Alpine Fit Women’s Base Layers Review
Alpine Fit Block Options
My fellow editors would agree with me when I say that generally, men have far fewer issues finding comfortably or accurately fitting apparel. That’s because “standard” fit blocks are built on a male anatomy. And when you go from something that requires less-exact fitted measurements, like say, a ski jacket, down to body-conforming base layers, the issue is only compounded. All people, no matter their anatomy, are shaped differently. What works for me might also work for you. Or not.
Sizing across the board in the outdoor apparel industry started not-so-great, and has gotten eons better. But base layers? They are tricky. They are meant to be worn next to the skin. That means they need to be fitted but not constricting. They need to offer some wiggle room in the fabric for movement and functionality, but not too much so that a layer is too wide, too baggy, or too long at the hips, back, or arms.
And how the heck do you accomplish all this within one model of base layer? For hundreds or thousands of different people?
Base layers are not one size or one style fits all, so this brand made a few. That is the concept at the heart of Alpine Fit. The brand uses four different fit models: two fit blocks for women and two fit blocks for men.
A Fit Like They Were Made for Me
Alpine Fits fit block options for women are the Wild Iris and Azelea fits. The men’s options are the Cinder and Granite. For all layers, sizing ranges from XS to 2XL (numerical 0-22 sizes).

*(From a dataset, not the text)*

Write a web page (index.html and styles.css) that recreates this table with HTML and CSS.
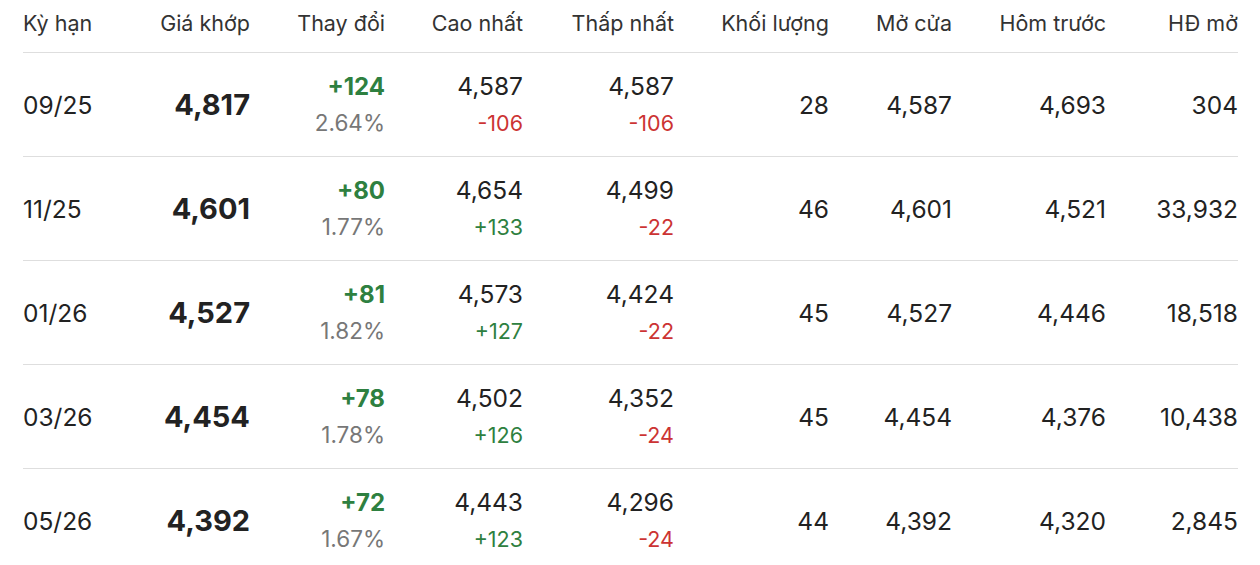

And heck: you don’t have to restrict yourself to the binary. If you think the men’s Granite or women’s Wild Iris fit works best for your body shape and measurements, go for it. Personally, I shop within women’s sizing for apparel. But arguably, these “fits” don’t even need to be gendered. It’s based on hips, chest, shoulders, waist, and body shape. That’s the whole point.
So even though I have years of experience as a gear tester, and generally know my sizing across different brands, I retook all my measurements to compare with Alpine Fit’s sizing chart and fit recommendations. I went with testing the Azalea fit. The set arrived in minimal, recyclable packaging.

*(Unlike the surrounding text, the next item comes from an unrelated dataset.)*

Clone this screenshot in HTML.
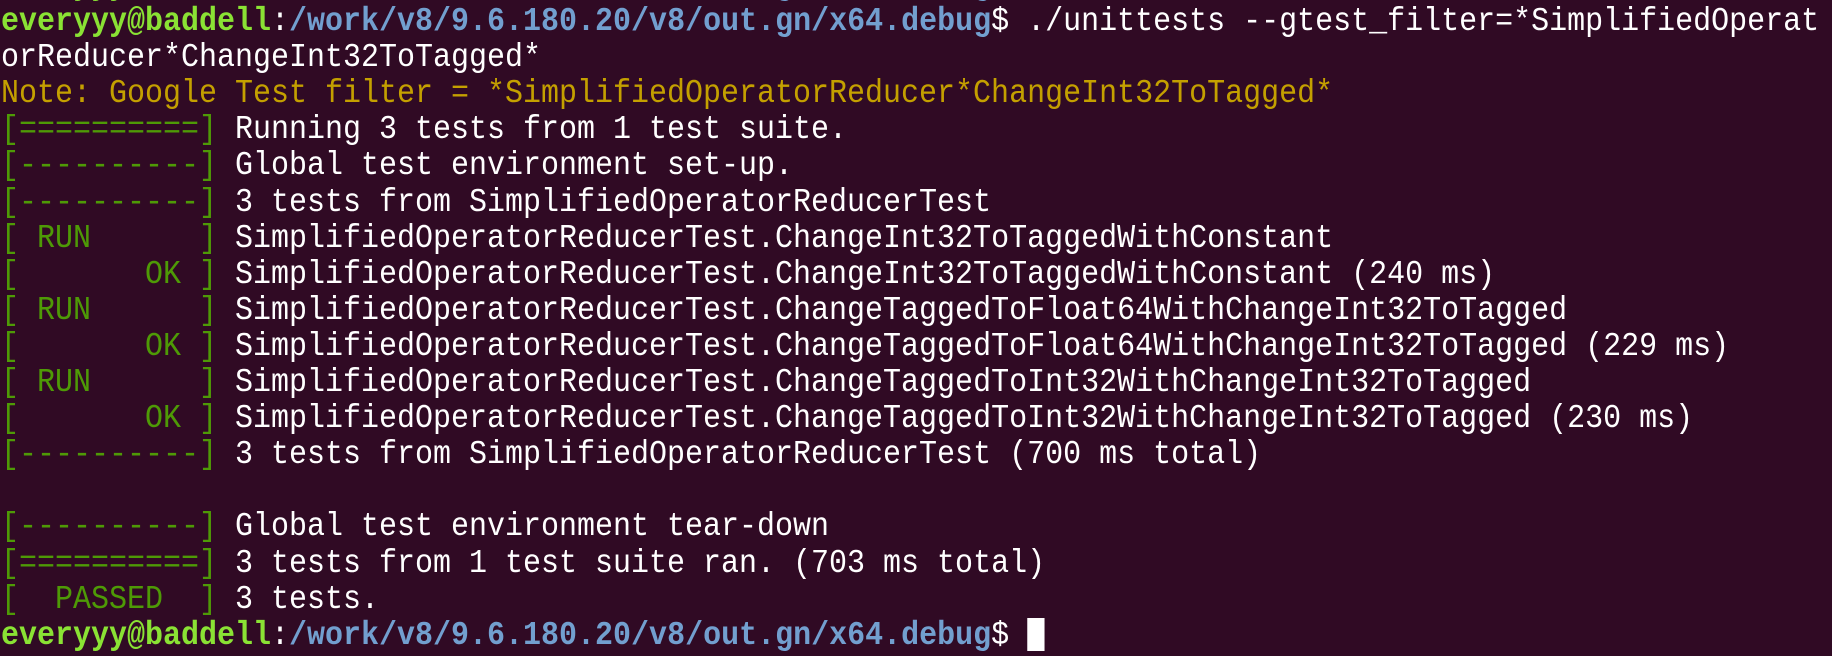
<!DOCTYPE html>
<html><head><meta charset="utf-8"><style>
html,body{margin:0;padding:0;background:#300a24;width:1832px;height:656px;overflow:hidden}
pre{margin:0;position:absolute;left:1px;top:-32px;font-family:"Liberation Mono",monospace;font-size:33px;line-height:36.1px;color:#ffffff;white-space:pre;transform:scaleX(0.909);transform-origin:0 0}
.p{color:#8ae234;font-weight:bold}.d{color:#729fcf;font-weight:bold}
.y{color:#c4a000}.g{color:#4e9a06}
.c{display:inline-block;width:19px;height:33px;background:#fff;vertical-align:-7px}
</style></head><body><pre><span class="p">everyyy@baddell</span>:<span class="d">/work/v8/9.6.180.20/v8/out.gn/x64.debug</span>$ 
<span class="p">everyyy@baddell</span>:<span class="d">/work/v8/9.6.180.20/v8/out.gn/x64.debug</span>$ ./unittests --gtest_filter=*SimplifiedOperat
orReducer*ChangeInt32ToTagged*
<span class="y">Note: Google Test filter = *SimplifiedOperatorReducer*ChangeInt32ToTagged*</span>
<span class="g">[==========]</span> Running 3 tests from 1 test suite.
<span class="g">[----------]</span> Global test environment set-up.
<span class="g">[----------]</span> 3 tests from SimplifiedOperatorReducerTest
<span class="g">[ RUN      ]</span> SimplifiedOperatorReducerTest.ChangeInt32ToTaggedWithConstant
<span class="g">[       OK ]</span> SimplifiedOperatorReducerTest.ChangeInt32ToTaggedWithConstant (240 ms)
<span class="g">[ RUN      ]</span> SimplifiedOperatorReducerTest.ChangeTaggedToFloat64WithChangeInt32ToTagged
<span class="g">[       OK ]</span> SimplifiedOperatorReducerTest.ChangeTaggedToFloat64WithChangeInt32ToTagged (229 ms)
<span class="g">[ RUN      ]</span> SimplifiedOperatorReducerTest.ChangeTaggedToInt32WithChangeInt32ToTagged
<span class="g">[       OK ]</span> SimplifiedOperatorReducerTest.ChangeTaggedToInt32WithChangeInt32ToTagged (230 ms)
<span class="g">[----------]</span> 3 tests from SimplifiedOperatorReducerTest (700 ms total)

<span class="g">[----------]</span> Global test environment tear-down
<span class="g">[==========]</span> 3 tests from 1 test suite ran. (703 ms total)
<span class="g">[  PASSED  ]</span> 3 tests.
<span class="p">everyyy@baddell</span>:<span class="d">/work/v8/9.6.180.20/v8/out.gn/x64.debug</span>$ <span class="c"></span></pre></body></html>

As soon as I first put them I immediately fell in love. They felt like they were made for me — from the arm and torso lengths, to where the bottom layers fell just above my hips. I was kind of upset I’d have to wait for colder weather to test them. But it wouldn’t be long before I busted them out.
Through August, I wore the set at night when the temps dropped on three different overnight backpacking and camping trips. In September, I wore the set one fall night, camping in a friend’s backyard over on the Western Slope.

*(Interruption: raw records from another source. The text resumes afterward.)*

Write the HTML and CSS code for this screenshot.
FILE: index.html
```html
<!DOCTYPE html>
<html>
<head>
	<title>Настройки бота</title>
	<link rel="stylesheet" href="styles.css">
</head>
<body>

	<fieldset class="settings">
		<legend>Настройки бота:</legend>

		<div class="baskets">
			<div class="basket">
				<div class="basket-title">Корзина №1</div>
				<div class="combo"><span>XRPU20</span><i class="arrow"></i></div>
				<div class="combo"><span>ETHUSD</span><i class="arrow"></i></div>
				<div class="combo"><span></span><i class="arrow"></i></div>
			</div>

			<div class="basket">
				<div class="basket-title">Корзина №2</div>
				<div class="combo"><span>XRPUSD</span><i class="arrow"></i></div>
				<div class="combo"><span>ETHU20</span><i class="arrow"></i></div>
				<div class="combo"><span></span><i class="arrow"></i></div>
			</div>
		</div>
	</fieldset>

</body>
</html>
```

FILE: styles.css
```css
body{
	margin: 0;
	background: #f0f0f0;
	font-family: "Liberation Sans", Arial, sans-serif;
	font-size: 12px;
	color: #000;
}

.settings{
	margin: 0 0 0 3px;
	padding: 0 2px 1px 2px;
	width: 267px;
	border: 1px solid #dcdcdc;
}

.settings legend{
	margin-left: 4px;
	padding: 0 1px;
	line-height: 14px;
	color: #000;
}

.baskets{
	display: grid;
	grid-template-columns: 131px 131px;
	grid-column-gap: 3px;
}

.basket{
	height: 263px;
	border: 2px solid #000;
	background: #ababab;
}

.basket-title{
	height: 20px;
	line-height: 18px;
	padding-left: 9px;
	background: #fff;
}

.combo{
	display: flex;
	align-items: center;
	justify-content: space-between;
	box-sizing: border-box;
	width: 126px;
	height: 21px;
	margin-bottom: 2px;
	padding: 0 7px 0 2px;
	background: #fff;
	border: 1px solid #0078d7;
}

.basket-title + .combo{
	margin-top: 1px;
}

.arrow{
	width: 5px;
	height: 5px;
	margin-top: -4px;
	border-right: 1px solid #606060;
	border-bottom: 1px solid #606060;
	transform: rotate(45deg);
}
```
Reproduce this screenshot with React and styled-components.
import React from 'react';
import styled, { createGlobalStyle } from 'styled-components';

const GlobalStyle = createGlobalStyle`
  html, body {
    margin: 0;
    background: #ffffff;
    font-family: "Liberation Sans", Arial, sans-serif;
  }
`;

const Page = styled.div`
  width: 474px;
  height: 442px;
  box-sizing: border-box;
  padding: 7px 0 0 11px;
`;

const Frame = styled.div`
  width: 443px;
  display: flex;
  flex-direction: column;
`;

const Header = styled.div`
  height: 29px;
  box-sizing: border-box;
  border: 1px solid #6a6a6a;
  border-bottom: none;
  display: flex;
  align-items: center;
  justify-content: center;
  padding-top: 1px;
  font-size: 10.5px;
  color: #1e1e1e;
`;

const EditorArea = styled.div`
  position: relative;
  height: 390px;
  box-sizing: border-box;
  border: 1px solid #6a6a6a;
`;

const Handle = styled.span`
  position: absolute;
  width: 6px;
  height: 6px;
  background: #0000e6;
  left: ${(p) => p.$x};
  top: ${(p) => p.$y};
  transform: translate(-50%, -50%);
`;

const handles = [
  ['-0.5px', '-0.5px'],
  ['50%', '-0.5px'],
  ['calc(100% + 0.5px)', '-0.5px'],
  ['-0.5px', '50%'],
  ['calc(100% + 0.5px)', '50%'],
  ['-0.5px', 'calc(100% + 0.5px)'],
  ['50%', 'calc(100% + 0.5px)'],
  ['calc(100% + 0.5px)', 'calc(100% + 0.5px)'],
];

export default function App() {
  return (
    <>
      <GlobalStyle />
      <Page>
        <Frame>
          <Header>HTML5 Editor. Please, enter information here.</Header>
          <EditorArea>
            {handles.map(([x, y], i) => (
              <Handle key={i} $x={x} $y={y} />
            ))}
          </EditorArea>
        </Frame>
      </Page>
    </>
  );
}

Since receiving these base layers, I’ve worn them for half a dozen activities over different trips. I tested them from the Front Range of Colorado to Ouray in the west, and from the wilderness of Rocky Mountain National Park up to central Montana in November. I’ve put in over 80 hours of testing and wear over the past few months.
Performance, Fit, and Features
The best way to describe these base layers is light. They kept me warm, but aren’t overly thick, bulky, or as warm as a grid fleece. There’s a time and place for uber-warm base layers, but for most occasions, a lightweight to midweight layer does the job.
These fit the bill, and also pack up well; I stuffed mine into a packing cube and tossed them around in a suitcase for over a week. They didn’t wrinkle. The fabric is soft and comfortable to the touch. The fit works perfectly with my body shape but isn’t too tight.
I really love the length of the arms, the room in the upper biceps and shoulders, and the hems at the cuffs. I’m taller than the average woman, so I’ve experienced issues with finding the right length for tops and bottoms before. Not with these.
The only con in my book: I wish the top had thumbholes. It’s a bonus feature that makes base layers pair more effectively with gloves. They’re also just nice for keeping your wrists covered and warm when you’re moving around.
Recently, I was comfortable wearing these layers all day at a winter cabin up north (hovering around 10 degrees, with about 6 inches of snow outside). I discovered they are a base layer you can lounge around in inside a drafty winter cabin, or use to keep warm while you’re on the move walking, skiing, or shoveling snow. All in all, I tested within a range of temps from single digits to 35 degrees Fahrenheit.
Base layers are for layering. But to be comfortable with three or more layers on, your base layers should fit accurately and comfortably. Overall they should just fit well.
On top of that, they should be versatile, and durable, and work for a variety of activities. Why invest in multiple different base layer items if one set can do it all? Few truly accomplish this — Alpine Fit is among them.
This brand makes some damn good fitting base layers. And they happen to be comfortable, provide a great range of movement, and perform very well overall. The fit block options are a novel way of offering improved fit and comfort for different body types. And the fact that the brand is a member of One Percent for the Planet, Certified Climate Neutral, and made in the USA is just the cherry on top.
I recommend anyone who struggles with traditional sizing to give Alpine Fit a try.